The Google Cloud platform provides many options for deploying, serving, and fine-tuning Gemma 4 open models, including the following:
- Vertex AI Model Garden
- Cloud Run
- Google Kubernetes Engine (GKE)
- Agent Development Kit (ADK)
- Vertex AI Training Clusters (VTC)
- MaxText
- vLLM with TPUs
- Sovereign Cloud
Vertex AI Model Garden
Vertex AI is a Google Cloud platform for rapidly building and scaling machine learning projects. Gemma 4 is available in Model Garden, a curated collection of models on Vertex AI. You can test and deploy models directly from the console.
To learn more, refer to the following pages:
- Introduction to Vertex AI: Get started with Vertex AI.

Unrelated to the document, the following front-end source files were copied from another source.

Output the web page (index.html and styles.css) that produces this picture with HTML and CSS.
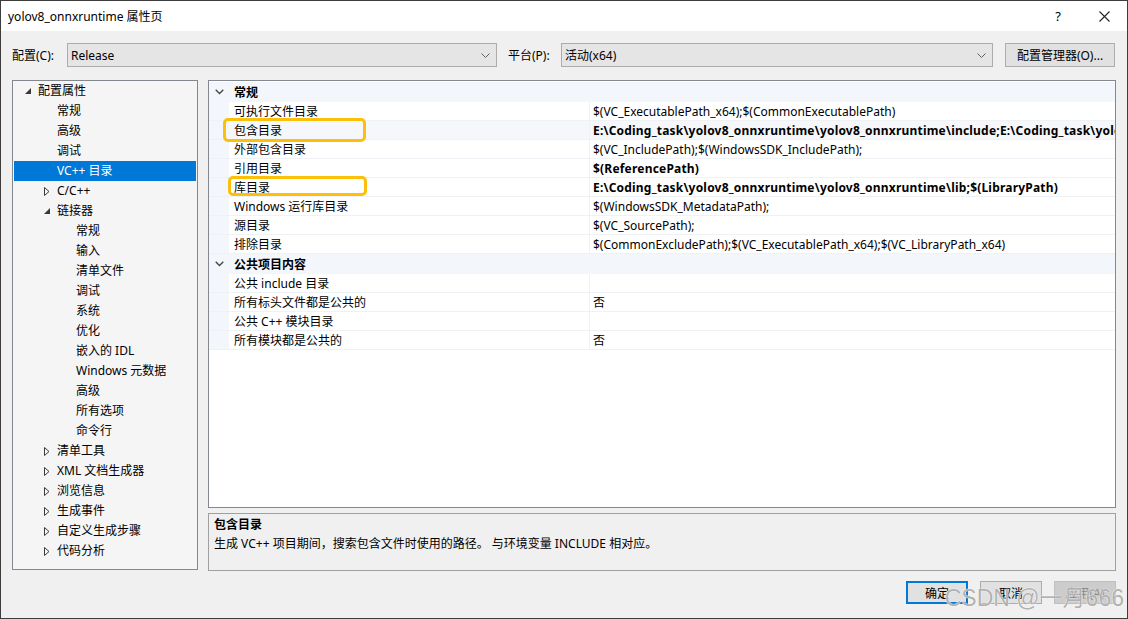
FILE: index.html
```html
<!DOCTYPE html>
<html>
    <head>
        <meta charset="utf-8">
        <title>yolov8_onnxruntime 属性页</title>
        <link rel="stylesheet" href="styles.css">
    </head>
    <body>
        <div class="window">
            <div class="titlebar">
                <span class="title">yolov8_onnxruntime 属性页</span>
                <span class="caption-btn">?</span>
                <span class="caption-btn">
                    <svg width="11" height="11" viewBox="0 0 11 11"><path d="M0.5 0.5L10.5 10.5M10.5 0.5L0.5 10.5" stroke="#222" stroke-width="1.1" fill="none"/></svg>
                </span>
            </div>
            <div class="dialog">
                <div class="toolbar">
                    <span class="label label-config">配置(C):</span>
                    <div class="combo combo-config">
                        <span>Release</span>
                        <svg width="9" height="5" viewBox="0 0 9 5"><path d="M0.5 0.5L4.5 4.5L8.5 0.5" stroke="#606060" fill="none"/></svg>
                    </div>
                    <span class="label label-platform">平台(P):</span>
                    <div class="combo combo-platform">
                        <span>活动(x64)</span>
                        <svg width="9" height="5" viewBox="0 0 9 5"><path d="M0.5 0.5L4.5 4.5L8.5 0.5" stroke="#606060" fill="none"/></svg>
                    </div>
                    <div class="button button-manager">配置管理器(O)...</div>
                </div>
                <div class="main">
                    <div class="tree">
                        <div class="node lvl1"><span class="arrow"><svg width="6" height="6" viewBox="0 0 6 6"><path d="M6 0V6H0Z" fill="#3a3a3a"/></svg></span>配置属性</div>
                        <div class="node lvl2"><span class="arrow"></span>常规</div>
                        <div class="node lvl2"><span class="arrow"></span>高级</div>
                        <div class="node lvl2"><span class="arrow"></span>调试</div>
                        <div class="node lvl2 selected"><span class="arrow"></span>VC++ 目录</div>
                        <div class="node lvl2"><span class="arrow"><svg width="6" height="9" viewBox="0 0 6 9"><path d="M0.5 0.5L5 4.5L0.5 8.5Z" stroke="#3a3a3a" fill="none"/></svg></span>C/C++</div>
                        <div class="node lvl2"><span class="arrow"><svg width="6" height="6" viewBox="0 0 6 6"><path d="M6 0V6H0Z" fill="#3a3a3a"/></svg></span>链接器</div>
                        <div class="node lvl3">常规</div>
                        <div class="node lvl3">输入</div>
                        <div class="node lvl3">清单文件</div>
                        <div class="node lvl3">调试</div>
                        <div class="node lvl3">系统</div>
                        <div class="node lvl3">优化</div>
                        <div class="node lvl3">嵌入的 IDL</div>
                        <div class="node lvl3">Windows 元数据</div>
                        <div class="node lvl3">高级</div>
                        <div class="node lvl3">所有选项</div>
                        <div class="node lvl3">命令行</div>
                        <div class="node lvl2"><span class="arrow"><svg width="6" height="9" viewBox="0 0 6 9"><path d="M0.5 0.5L5 4.5L0.5 8.5Z" stroke="#3a3a3a" fill="none"/></svg></span>清单工具</div>
                        <div class="node lvl2"><span class="arrow"><svg width="6" height="9" viewBox="0 0 6 9"><path d="M0.5 0.5L5 4.5L0.5 8.5Z" stroke="#3a3a3a" fill="none"/></svg></span>XML 文档生成器</div>
                        <div class="node lvl2"><span class="arrow"><svg width="6" height="9" viewBox="0 0 6 9"><path d="M0.5 0.5L5 4.5L0.5 8.5Z" stroke="#3a3a3a" fill="none"/></svg></span>浏览信息</div>
                        <div class="node lvl2"><span class="arrow"><svg width="6" height="9" viewBox="0 0 6 9"><path d="M0.5 0.5L5 4.5L0.5 8.5Z" stroke="#3a3a3a" fill="none"/></svg></span>生成事件</div>
                        <div class="node lvl2"><span class="arrow"><svg width="6" height="9" viewBox="0 0 6 9"><path d="M0.5 0.5L5 4.5L0.5 8.5Z" stroke="#3a3a3a" fill="none"/></svg></span>自定义生成步骤</div>
                        <div class="node lvl2"><span class="arrow"><svg width="6" height="9" viewBox="0 0 6 9"><path d="M0.5 0.5L5 4.5L0.5 8.5Z" stroke="#3a3a3a" fill="none"/></svg></span>代码分析</div>
                    </div>
                    <div class="right">
                        <div class="grid">
                            <div class="row section">
                                <span class="gutter"><svg width="9" height="6" viewBox="0 0 9 6"><path d="M0.7 0.7L4.5 4.5L8.3 0.7" stroke="#444" stroke-width="1.3" fill="none"/></svg></span>
                                <span class="section-name">常规</span>
                            </div>
                            <div class="row"><span class="gutter"></span><span class="name">可执行文件目录</span><span class="value">$(VC_ExecutablePath_x64);$(CommonExecutablePath)</span></div>
                            <div class="row current"><span class="gutter"></span><span class="name">包含目录</span><span class="value bold">E:\Coding_task\yolov8_onnxruntime\yolov8_onnxruntime\include;E:\Coding_task\yolov8_onnxruntime\yolov8_onnxruntime\include\onnxruntime;$(IncludePath)</span></div>
                            <div class="row"><span class="gutter"></span><span class="name">外部包含目录</span><span class="value">$(VC_IncludePath);$(WindowsSDK_IncludePath);</span></div>
                            <div class="row"><span class="gutter"></span><span class="name">引用目录</span><span class="value bold">$(ReferencePath)</span></div>
                            <div class="row"><span class="gutter"></span><span class="name">库目录</span><span class="value bold">E:\Coding_task\yolov8_onnxruntime\yolov8_onnxruntime\lib;$(LibraryPath)</span></div>
                            <div class="row"><span class="gutter"></span><span class="name">Windows 运行库目录</span><span class="value">$(WindowsSDK_MetadataPath);</span></div>
                            <div class="row"><span class="gutter"></span><span class="name">源目录</span><span class="value">$(VC_SourcePath);</span></div>
                            <div class="row"><span class="gutter"></span><span class="name">排除目录</span><span class="value">$(CommonExcludePath);$(VC_ExecutablePath_x64);$(VC_LibraryPath_x64)</span></div>
                            <div class="row section">
                                <span class="gutter"><svg width="9" height="6" viewBox="0 0 9 6"><path d="M0.7 0.7L4.5 4.5L8.3 0.7" stroke="#444" stroke-width="1.3" fill="none"/></svg></span>
                                <span class="section-name">公共项目内容</span>
                            </div>
                            <div class="row"><span class="gutter"></span><span class="name">公共 include 目录</span><span class="value"></span></div>
                            <div class="row"><span class="gutter"></span><span class="name">所有标头文件都是公共的</span><span class="value">否</span></div>
                            <div class="row"><span class="gutter"></span><span class="name">公共 C++ 模块目录</span><span class="value"></span></div>
                            <div class="row"><span class="gutter"></span><span class="name">所有模块都是公共的</span><span class="value">否</span></div>

                            <div class="mark mark-include"></div>
                            <div class="mark mark-lib"></div>
                        </div>
                        <div class="desc">
                            <div class="desc-title">包含目录</div>
                            <div>生成 VC++ 项目期间，搜索包含文件时使用的路径。 与环境变量 INCLUDE 相对应。</div>
                        </div>
                    </div>
                </div>
                <div class="footer">
                    <div class="button default">确定</div>
                    <div class="button">取消</div>
                    <div class="button disabled">应用(A)</div>
                </div>
            </div>
            <div class="watermark">CSDN @一月666</div>
        </div>
    </body>
</html>
```

FILE: styles.css
```css
body {
    margin: 0;
    font-family: "Noto Sans", "Noto Sans CJK SC", sans-serif;
    font-size: 12px;
    color: #000;
}
.window {
    position: relative;
    width: 1128px;
    height: 619px;
    box-sizing: border-box;
    border: 1px solid #3c3c3c;
    background: #f0f0f0;
    overflow: hidden;
}
.titlebar {
    height: 30px;
    background: #fff;
    display: flex;
    align-items: center;
    padding-left: 7px;
}
.title {
    flex: 1;
}
.caption-btn {
    width: 46px;
    height: 30px;
    display: flex;
    align-items: center;
    justify-content: center;
    font-size: 13px;
}
.dialog {
    padding: 12px 11px 0 11px;
}
.toolbar {
    display: flex;
    align-items: center;
    height: 24px;
}
.label {
    flex: none;
}
.label-config {
    width: 55px;
}
.label-platform {
    width: 53px;
    margin-left: 11px;
}
.combo {
    flex: none;
    box-sizing: border-box;
    height: 24px;
    border: 1px solid #acacac;
    background: #e5e5e5;
    display: flex;
    align-items: center;
    justify-content: space-between;
    padding: 0 6px 0 3px;
}
.combo-config {
    width: 430px;
}
.combo-platform {
    width: 432px;
}
.button {
    flex: none;
    box-sizing: border-box;
    height: 23px;
    width: 62px;
    border: 1px solid #adadad;
    background: #e1e1e1;
    display: flex;
    align-items: center;
    justify-content: center;
}
.button-manager {
    width: 110px;
    height: 24px;
    margin-left: 12px;
}
.button.default {
    border: 2px solid #0078d7;
}
.button.disabled {
    background: #cccccc;
    border-color: #bfbfbf;
    color: #8a8a8a;
}
.main {
    display: flex;
    gap: 10px;
    margin-top: 13px;
    height: 491px;
}
.tree {
    flex: none;
    width: 186px;
    height: 490px;
    box-sizing: border-box;
    border: 1px solid #828790;
    background: #f5f5f5;
    padding: 0 1px;
}
.node {
    height: 20px;
    line-height: 20px;
    display: flex;
    align-items: center;
    white-space: nowrap;
}
.node.selected {
    background: #0078d7;
    color: #fff;
}
.arrow {
    width: 13px;
    display: flex;
    align-items: center;
}
.lvl1 {
    padding-left: 11px;
}
.lvl2 {
    padding-left: 30px;
}
.lvl3 {
    padding-left: 62px;
}
.right {
    flex: 1;
    min-width: 0;
    display: flex;
    flex-direction: column;
    gap: 5px;
}
.grid {
    position: relative;
    height: 428px;
    box-sizing: border-box;
    border: 1px solid #828790;
    background: #fff;
    padding-top: 1px;
    overflow: hidden;
}
.row {
    display: flex;
    height: 19px;
    line-height: 20px;
    box-sizing: border-box;
    border-bottom: 1px solid #eef1f6;
    white-space: nowrap;
}
.row.section {
    height: 20px;
    line-height: 22px;
    background: #f3f6fb;
    border-bottom: none;
    font-weight: bold;
}
.row.current {
    background: #f5f7fa;
}
.gutter {
    width: 20px;
    flex: none;
    background: #f3f6fb;
    display: flex;
    align-items: center;
    justify-content: center;
}
.section-name {
    padding-left: 5px;
}
.name {
    width: 355px;
    flex: none;
    padding-left: 5px;
    border-right: 1px solid #eef1f6;
}
.value {
    flex: 1;
    padding-left: 3px;
    overflow: hidden;
}
.bold {
    font-weight: bold;
}
.value.bold {
    letter-spacing: 0.2px;
}
.mark {
    position: absolute;
    box-sizing: border-box;
    border: 3px solid #fcbf0a;
    border-radius: 5px;
}
.mark-include {
    left: 14px;
    top: 37px;
    width: 143px;
    height: 24px;
}
.mark-lib {
    left: 19px;
    top: 95px;
    width: 139px;
    height: 20px;
}
.desc {
    flex: 1;
    box-sizing: border-box;
    border: 1px solid #a0a0a0;
    padding: 1px 5px;
    line-height: 19px;
}
.desc-title {
    font-weight: bold;
}
.footer {
    display: flex;
    justify-content: flex-end;
    gap: 12px;
    margin-top: 10px;
}
.watermark {
    position: absolute;
    right: 3px;
    bottom: 5px;
    font-family: "Liberation Sans", "Noto Sans CJK SC", sans-serif;
    font-size: 23px;
    color: rgba(125, 125, 125, 0.6);
    text-shadow: 0 0 1px #fff, 0 0 1px #fff;
    pointer-events: none;
}
```
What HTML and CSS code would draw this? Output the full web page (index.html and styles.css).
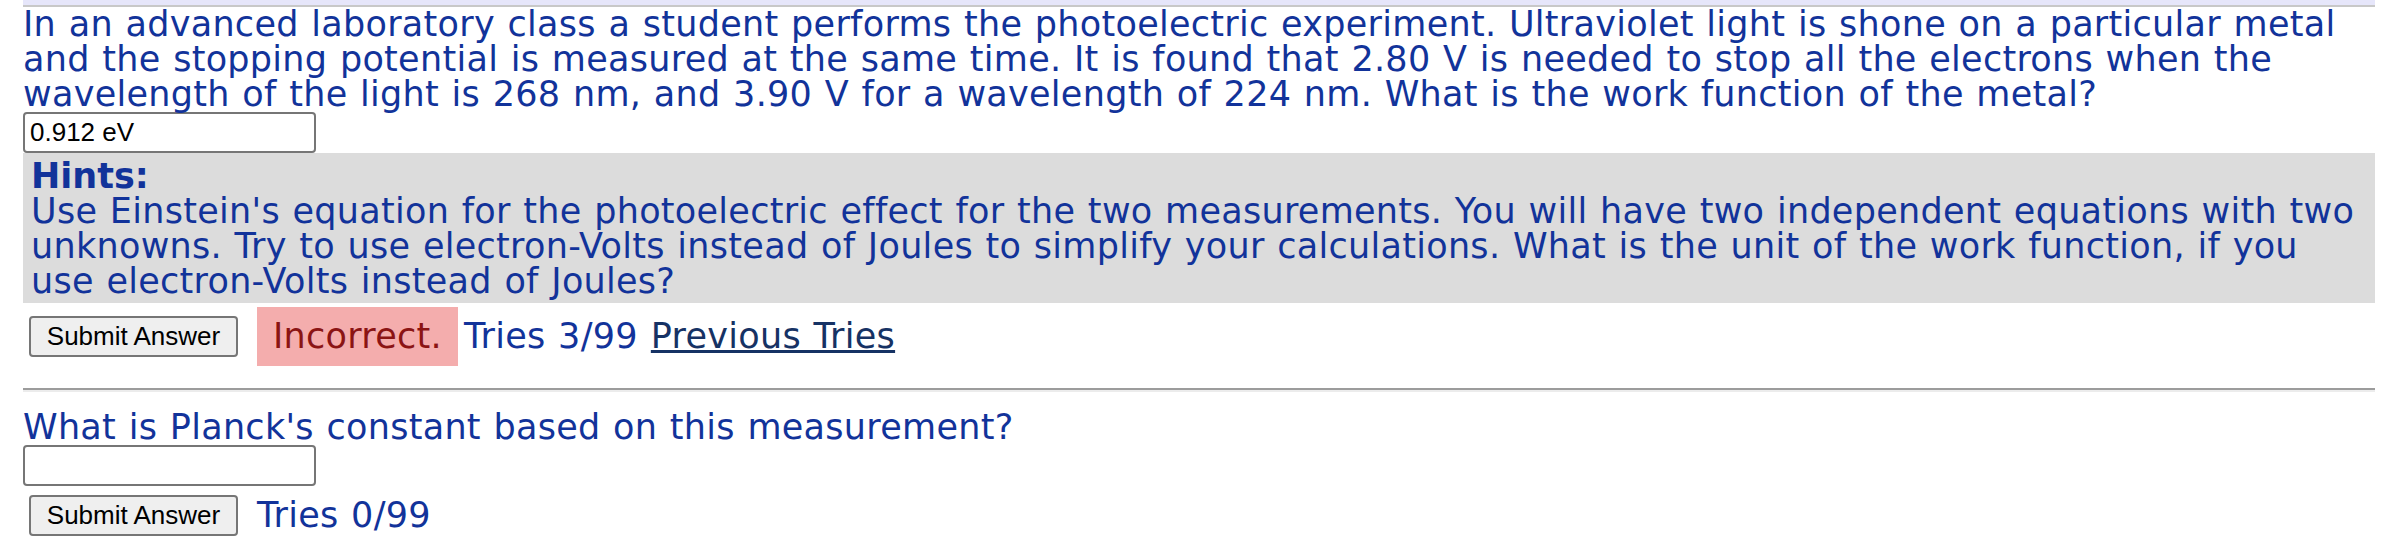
FILE: index.html
```html
<!DOCTYPE html>
<html lang="en">
<head>
    <meta charset="UTF-8">
    <title>Problem</title>
    <link rel="stylesheet" href="styles.css">
</head>
<body>
    <div class="topbar"></div>

    <div class="part">
        <div class="question">In an advanced laboratory class a student performs the photoelectric experiment. Ultraviolet light is shone on a particular metal and the stopping potential is measured at the same time. It is found that 2.80 V is needed to stop all the electrons when the wavelength of the light is 268 nm, and 3.90 V for a wavelength of 224 nm. What is the work function of the metal?</div>
        <input class="answer" type="text" value="0.912 eV">
        <div class="hints">
            <div class="hints-title">Hints:</div>
            Use Einstein's equation for the photoelectric effect for the two measurements. You will have two independent equations with two unknowns. Try to use electron-Volts instead of Joules to simplify your calculations. What is the unit of the work function, if you use electron-Volts instead of Joules?
        </div>
        <div class="submit-row">
            <button class="submit">Submit Answer</button>
            <span class="incorrect">Incorrect.</span>
            <span class="tries">Tries 3/99</span>
            <a class="previous" href="#">Previous Tries</a>
        </div>
    </div>

    <hr class="sep">

    <div class="part">
        <div class="question second">What is Planck's constant based on this measurement?</div>
        <input class="answer" type="text" value="">
        <div class="submit-row second-row">
            <button class="submit">Submit Answer</button>
            <span class="tries">Tries 0/99</span>
        </div>
    </div>
</body>
</html>
```

FILE: styles.css
```css
body {
    margin: 0 10px 0 23px;
    background-color: #fff;
    color: #12339a;
    font-family: "DejaVu Sans", Verdana, sans-serif;
    font-size: 35px;
    line-height: 35px;
    letter-spacing: 0.008em;
    word-spacing: 0.034em;
}

.topbar {
    height: 5px;
    background-color: #e6e6fa;
    border-bottom: 2px solid #c8c8c8;
}

.question {
    margin: 0;
}

.answer {
    display: block;
    box-sizing: border-box;
    width: 293px;
    height: 41px;
    margin: 0;
    padding: 0 5px;
    border: 2px solid #767676;
    border-radius: 4px;
    font-family: "Liberation Sans", Arial, sans-serif;
    font-size: 26px;
    letter-spacing: 0;
    word-spacing: 0;
    color: #000;
}

.hints {
    background-color: #dcdcdc;
    padding: 6px 8px 4px 8px;
}

.hints-title {
    font-weight: bold;
    letter-spacing: 0;
}

.submit-row {
    display: flex;
    align-items: center;
    margin-top: 4px;
}

.submit {
    box-sizing: border-box;
    width: 209px;
    height: 41px;
    margin: 0 19px 0 6px;
    padding: 0;
    background-color: #efefef;
    border: 2px solid #767676;
    border-radius: 4px;
    font-family: "Liberation Sans", Arial, sans-serif;
    font-size: 26px;
    letter-spacing: 0;
    word-spacing: 0;
    color: #000;
}

.incorrect {
    background-color: #f4adad;
    color: #8b1414;
    padding: 12px 16px 12px 16px;
    margin-right: 6px;
}

.tries {
    margin-right: 13px;
}

.previous {
    color: #163264;
}

.sep {
    margin: 22px 0 0 0;
    height: 0;
    border: none;
    border-top: 2px solid #9c9c9c;
    border-bottom: 2px solid #ececec;
}

.question.second {
    margin-top: 18px;
}

.second-row {
    margin-top: 9px;
}
```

- Gemma with Vertex AI: Use Gemma open models with Vertex AI.
Cloud Run
Cloud Run is a fully managed platform to run your code or containers on top of Google's highly scalable infrastructure. Deploy Gemma 4 on Cloud Run using GPUs for scale-to-zero, pay-per-use inference.
For larger mode sizes, leverage advanced configurations with RTX 6000 Pro GPUs and Model Streaming.
Google Kubernetes Engine (GKE)
Google Kubernetes Engine (GKE) is a managed Kubernetes service from Google Cloud. Run Gemma 4 on GKE for enterprise-grade container orchestration. Use TPUs and GPUs to serve models with high throughput and low latency.
Agent Development Kit (ADK)
Build and orchestrate AI agents with Gemma 4 and the Agent Development Kit (ADK). Gemma 4's strong reasoning and function-calling capabilities make it ideal for agentic workflows.
Vertex AI Training Clusters (VTC)
Fine-tune Gemma 4 using Vertex AI Training Clusters (VTC). VTC provides optimized infrastructure for large-scale training and fine-tuning of open models.
vLLM with TPUs
Serve Gemma 4 on Google Cloud TPUs for state-of-the-art serving performance.
MaxText
Gemma 4 is supported in MaxText, a high-performance, arbitrary-sized JAX LLM implementation for Google Cloud TPUs.
Sovereign Cloud
Gemma 4 is available on Sovereign Cloud solutions, providing enhanced control and compliance for sensitive workloads.